As for favourites, they are all three 'Toy Story' films, 'Inside Out' and 'Up', love 'Wall-E' and 'Finding Nemo' as well. After seeing 'Coco' yesterday, hearing nothing but great things about it and seeing the near-universal critical acclaim, from personal opinion (and many others it seems) it is right up there with the Pixar masterpieces. Would go as far to say it is easily their best since 'Inside Out', which is saying a lot since the films between that and this were lesser Pixar efforts (enjoyed 'Finding Dory' though, though it is a long way from being one of Pixar's best).

'Coco' is one of the longest Pixar films, clocking in at nearly two hours, but it sure didn't feel like it. Seeing it in the cinema, the audience was a quite large one, if on a side note not as many as thought. With it being a family film, the weekend and that it was only released three days ago, part of me was thinking it would be sold out. Throughout everybody, children and adults alike, was laughing, in awe and crying. It is also a different Pixar film, with a unique setting and that it is more music/song-oriented, and has replaced 'Inside Out' as their most mature and in depth, with themes that are remarkably daring and relevant.
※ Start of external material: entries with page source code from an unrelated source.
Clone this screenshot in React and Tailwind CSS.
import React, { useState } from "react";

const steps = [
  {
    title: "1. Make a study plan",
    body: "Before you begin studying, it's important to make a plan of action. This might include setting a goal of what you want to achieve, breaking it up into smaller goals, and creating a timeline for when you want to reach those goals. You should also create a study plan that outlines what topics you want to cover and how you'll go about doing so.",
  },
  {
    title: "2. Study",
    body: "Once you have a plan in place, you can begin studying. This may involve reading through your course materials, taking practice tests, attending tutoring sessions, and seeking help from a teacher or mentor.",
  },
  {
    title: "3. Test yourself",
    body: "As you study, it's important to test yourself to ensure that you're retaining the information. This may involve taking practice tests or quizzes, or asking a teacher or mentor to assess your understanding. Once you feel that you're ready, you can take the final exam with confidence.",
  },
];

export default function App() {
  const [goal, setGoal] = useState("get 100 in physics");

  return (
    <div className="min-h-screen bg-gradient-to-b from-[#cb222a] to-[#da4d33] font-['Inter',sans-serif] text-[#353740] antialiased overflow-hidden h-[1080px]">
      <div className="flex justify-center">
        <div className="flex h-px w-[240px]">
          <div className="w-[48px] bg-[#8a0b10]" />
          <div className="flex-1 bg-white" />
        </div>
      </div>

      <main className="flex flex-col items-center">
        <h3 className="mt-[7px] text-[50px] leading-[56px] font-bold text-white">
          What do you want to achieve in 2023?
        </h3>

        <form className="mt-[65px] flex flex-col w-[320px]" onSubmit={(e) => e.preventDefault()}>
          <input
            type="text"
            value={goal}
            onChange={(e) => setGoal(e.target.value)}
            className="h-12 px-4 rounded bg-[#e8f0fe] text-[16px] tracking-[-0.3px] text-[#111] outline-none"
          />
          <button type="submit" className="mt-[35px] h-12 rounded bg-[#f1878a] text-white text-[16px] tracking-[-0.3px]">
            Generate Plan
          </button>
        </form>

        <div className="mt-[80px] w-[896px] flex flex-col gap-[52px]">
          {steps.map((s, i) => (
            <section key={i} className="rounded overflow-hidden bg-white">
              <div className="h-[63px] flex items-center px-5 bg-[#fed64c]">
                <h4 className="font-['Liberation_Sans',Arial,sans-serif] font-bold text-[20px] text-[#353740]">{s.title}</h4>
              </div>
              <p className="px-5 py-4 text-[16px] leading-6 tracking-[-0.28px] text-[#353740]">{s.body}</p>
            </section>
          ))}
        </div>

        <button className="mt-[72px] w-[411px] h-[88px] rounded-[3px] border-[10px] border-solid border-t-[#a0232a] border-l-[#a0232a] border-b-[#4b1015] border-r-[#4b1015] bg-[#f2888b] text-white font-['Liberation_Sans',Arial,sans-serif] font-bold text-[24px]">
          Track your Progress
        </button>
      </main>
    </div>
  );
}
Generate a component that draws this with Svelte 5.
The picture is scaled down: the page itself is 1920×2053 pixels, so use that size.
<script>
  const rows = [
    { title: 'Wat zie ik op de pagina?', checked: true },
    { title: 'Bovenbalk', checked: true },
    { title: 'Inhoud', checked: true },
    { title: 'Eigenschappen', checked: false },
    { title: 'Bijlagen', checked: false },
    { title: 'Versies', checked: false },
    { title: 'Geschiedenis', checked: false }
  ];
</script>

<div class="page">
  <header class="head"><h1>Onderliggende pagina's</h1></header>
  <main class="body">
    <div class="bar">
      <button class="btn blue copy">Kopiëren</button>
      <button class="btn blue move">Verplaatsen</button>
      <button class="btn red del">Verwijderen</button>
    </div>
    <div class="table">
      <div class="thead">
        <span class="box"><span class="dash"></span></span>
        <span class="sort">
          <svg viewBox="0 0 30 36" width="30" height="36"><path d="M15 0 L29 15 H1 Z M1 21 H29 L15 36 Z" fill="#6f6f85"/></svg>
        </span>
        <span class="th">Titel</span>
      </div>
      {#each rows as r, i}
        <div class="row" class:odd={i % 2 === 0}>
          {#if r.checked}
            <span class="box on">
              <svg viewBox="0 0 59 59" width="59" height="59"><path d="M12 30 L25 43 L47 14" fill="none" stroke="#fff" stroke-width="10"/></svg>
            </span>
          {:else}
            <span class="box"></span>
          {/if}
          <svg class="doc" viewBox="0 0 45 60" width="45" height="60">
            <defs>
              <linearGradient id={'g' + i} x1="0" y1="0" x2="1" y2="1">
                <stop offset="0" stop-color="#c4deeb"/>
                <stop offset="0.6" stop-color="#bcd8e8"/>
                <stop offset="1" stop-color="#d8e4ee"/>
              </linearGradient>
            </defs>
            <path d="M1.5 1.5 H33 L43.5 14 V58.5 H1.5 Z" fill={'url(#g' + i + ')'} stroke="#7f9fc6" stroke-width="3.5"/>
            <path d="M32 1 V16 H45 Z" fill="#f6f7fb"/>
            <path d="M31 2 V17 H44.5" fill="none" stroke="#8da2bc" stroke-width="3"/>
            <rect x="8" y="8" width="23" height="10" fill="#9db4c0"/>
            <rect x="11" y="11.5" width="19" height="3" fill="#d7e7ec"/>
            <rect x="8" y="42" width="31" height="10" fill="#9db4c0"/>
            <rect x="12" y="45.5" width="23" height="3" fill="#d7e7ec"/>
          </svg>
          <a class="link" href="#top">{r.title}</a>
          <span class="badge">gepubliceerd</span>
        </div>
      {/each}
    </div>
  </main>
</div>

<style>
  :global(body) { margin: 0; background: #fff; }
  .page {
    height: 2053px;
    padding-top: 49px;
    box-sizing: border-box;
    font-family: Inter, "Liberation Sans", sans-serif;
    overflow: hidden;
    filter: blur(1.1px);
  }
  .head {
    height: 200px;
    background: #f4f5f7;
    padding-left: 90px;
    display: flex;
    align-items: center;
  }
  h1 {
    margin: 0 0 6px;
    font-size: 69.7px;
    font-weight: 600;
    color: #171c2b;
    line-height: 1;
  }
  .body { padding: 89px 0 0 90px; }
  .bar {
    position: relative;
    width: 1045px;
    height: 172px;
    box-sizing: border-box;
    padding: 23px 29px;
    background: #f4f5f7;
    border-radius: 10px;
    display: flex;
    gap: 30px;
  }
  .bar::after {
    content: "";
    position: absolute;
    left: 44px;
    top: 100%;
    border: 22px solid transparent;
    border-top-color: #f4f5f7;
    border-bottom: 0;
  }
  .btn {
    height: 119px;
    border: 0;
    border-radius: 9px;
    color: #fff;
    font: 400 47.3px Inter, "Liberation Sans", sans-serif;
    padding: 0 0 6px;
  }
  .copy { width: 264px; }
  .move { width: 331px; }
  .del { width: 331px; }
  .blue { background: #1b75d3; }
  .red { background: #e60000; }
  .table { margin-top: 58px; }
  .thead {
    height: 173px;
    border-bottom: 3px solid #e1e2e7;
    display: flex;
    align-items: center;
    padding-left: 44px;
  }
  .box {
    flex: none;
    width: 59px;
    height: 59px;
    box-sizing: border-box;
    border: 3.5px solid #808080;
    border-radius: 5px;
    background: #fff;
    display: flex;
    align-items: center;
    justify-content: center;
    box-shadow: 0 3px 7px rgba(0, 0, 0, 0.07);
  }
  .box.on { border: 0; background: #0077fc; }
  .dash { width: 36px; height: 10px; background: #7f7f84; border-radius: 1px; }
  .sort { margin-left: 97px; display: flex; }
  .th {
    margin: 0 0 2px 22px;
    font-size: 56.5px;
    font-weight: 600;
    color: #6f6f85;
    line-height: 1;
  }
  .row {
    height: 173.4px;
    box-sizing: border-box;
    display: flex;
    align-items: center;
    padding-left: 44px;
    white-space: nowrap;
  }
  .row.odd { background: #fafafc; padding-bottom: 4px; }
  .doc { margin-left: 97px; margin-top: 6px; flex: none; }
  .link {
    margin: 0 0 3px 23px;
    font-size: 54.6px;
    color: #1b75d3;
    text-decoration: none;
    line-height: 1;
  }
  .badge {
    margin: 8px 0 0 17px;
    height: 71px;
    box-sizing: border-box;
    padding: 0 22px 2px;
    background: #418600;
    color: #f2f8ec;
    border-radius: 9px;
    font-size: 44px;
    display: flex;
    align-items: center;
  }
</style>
Lets talk about what is so brilliant about 'Coco'. The film is a triumph when it comes to visuals, one of Pixar's best-looking easily. The animation throughout is absolutely spectacular, whether in the real world or the Land of the Dead. The colours are so vibrant and atmospheric and there is so much gorgeous detailing in the backgrounds, nuances in the way the characters look and the skeletal designs and movements have amazing dexterity that is both clever and ghoulish.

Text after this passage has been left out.